Dongs of the Dead
Despite pockets of resistance – AMC’s The Walking Dead, 28 Days Later, World War Z, the humble zombie has long been redundant as a means of putting the willies up an audience. The idiom’s carefully chosen, as Christopher Landon becomes the latest director to play up the kitsch value of the lumbering undead, by using them to add schlock value to a genre other than horror for comic effect – in this case the bawdy teen sex comedy. Edgar Wright spliced zombies with a rom com, Cockneys Vs Zombies used them to pep up the British gangster pic, we’re soon to see Jane Austen improved with the cannibalistic automatons in an adaptation of Pride and Prejudice and Zombies, and here’s the undead seasoned with tits in the hope that the sheer, bloody incongruity of it all – because you’ve never seen a hormonal boy grope Zombie breasts before, will generate big laughs. The Scouts‘ Guide to the Zombie Apocalypse is a one joke movie, like all genre splices before it, but it’s a good joke – if a little laboured; a comedy with a contagious sense of fun.

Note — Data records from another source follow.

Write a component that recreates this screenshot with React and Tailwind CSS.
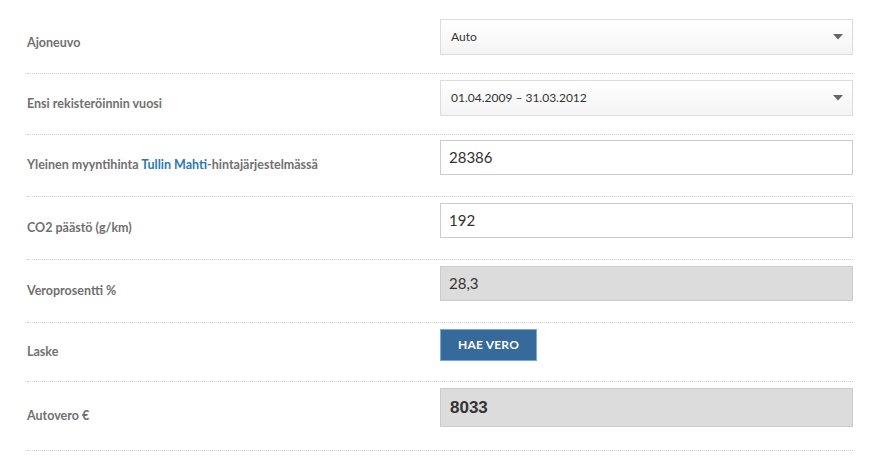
function Select({ value }) {
  return (
    <div className="flex items-center justify-between h-[36px] border border-[#dcdcdc] bg-gradient-to-b from-white to-[#f4f4f4] pl-[10px] pr-[8px] text-[12px] text-[#333] font-['Lato',sans-serif]">
      <span>{value}</span>
      <svg width="10" height="6" viewBox="0 0 10 6" className="mr-[1px]">
        <path d="M0 0h10L5 5.5z" fill="#666" />
      </svg>
    </div>
  );
}

function Input({ value, readOnly, big }) {
  return (
    <div
      className={
        "flex items-center border border-[#cccccc] pl-[8px] text-[#333] " +
        (readOnly ? "bg-[#dcdcdc] " : "bg-white ") +
        (big
          ? "h-[39px] pl-[9px] font-['Liberation_Sans',Arial,sans-serif] font-bold text-[17px] text-[#222]"
          : "h-[35px] font-['Lato',sans-serif] text-[15px]")
      }
    >
      {value}
    </div>
  );
}

function Row({ label, children, pad }) {
  return (
    <div className="flex items-center border-b border-dotted border-[#cfcfcf]">
      <div className="w-[413px] shrink-0 text-[12.5px] font-bold text-[#707070]">{label}</div>
      <div className={"flex-1 " + pad}>{children}</div>
    </div>
  );
}

export default function App() {
  return (
    <div className="w-[881px] h-[455px] bg-white pl-[27px] pr-[28px] pt-[13px] font-['Lato',sans-serif]">
      <Row label="Ajoneuvo" pad="pt-[6px] pb-[18px]">
        <Select value="Auto" />
      </Row>
      <Row label="Ensi rekisteröinnin vuosi" pad="pt-[6px] pb-[18px]">
        <Select value="01.04.2009 – 31.03.2012" />
      </Row>
      <Row
        label={
          <>
            Yleinen myyntihinta <span className="text-[#2a78b8]">Tullin Mahti</span>-hintajärjestelmässä
          </>
        }
        pad="pt-[5px] pb-[21px]"
      >
        <Input value="28386" />
      </Row>
      <Row label="CO2 päästö (g/km)" pad="pt-[6px] pb-[21px]">
        <Input value="192" />
      </Row>
      <Row label="Veroprosentti %" pad="pt-[6px] pb-[21px]">
        <Input value="28,3" readOnly />
      </Row>
      <Row label="Laske" pad="pt-[6px] pb-[20px]">
        <button className="h-[32px] w-[97px] bg-[#356a9a] border border-[#74a8ee] text-white text-[12px] font-bold tracking-[0.2px]">
          HAE VERO
        </button>
      </Row>
      <Row label="Autovero €" pad="pt-[6px] pb-[23px]">
        <Input value="8033" readOnly big />
      </Row>
    </div>
  );
}
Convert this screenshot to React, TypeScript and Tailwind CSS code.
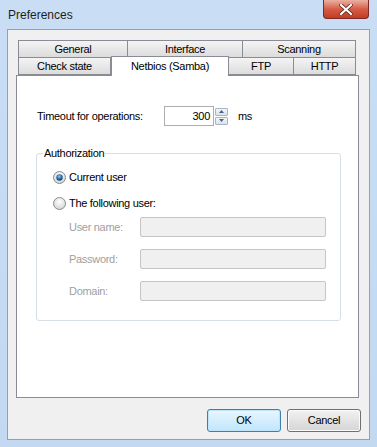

In Tye Sheridan, Logan Miller and Joey Morgan, the movie has three likeable leads, whose characters are given a little space to do something other than flaunt the story’s lewd schtick. The problem, is that the film’s frat humour opens the door to an unreconstructed world in which women are either unobtainable princesses or sluts, and all the boys’ idiotic assumptions about sex go unchallenged by someone who could have mined their misogyny for laughs, say a woman imported from reality.
Landon may argue that Sarah Dumont’s pole dancer – the de facto forth member of the troupe is that feminoid, but she’s really just a world weary pair of mammaries with a hard luck story. The boys grow to respect her, natch, but only for the insight she can provide on getting laid. The movie’s denouement offers a joke about a revenge fuck – Sheridan’s mother for Miller’s sister. So the movie recalls ’80’s movies like Porky’s, a movie that remembered its apostrophe, in attitude as well as tone. Sexual retardation is a staple of teen sex comedy of course, but without in-movie challenges it’s also a celebration of the same.
Scouts Guide… may be backward but it’s not lazy. The screenplay (two of the writers are women, folks) has some nice comic set ups and a few jokes that reward mid to long memories. In a movie where the best you can hope for is enough irreverence and silliness to justify the ticket price (though not wit, obviously), Landon succeeds in generating a few belly laughs and many more lip curls using these very tools. To boot there’s eye pleasing gore and appalling, old school puppetry – in other words, all the stuff that good bad movies are made of.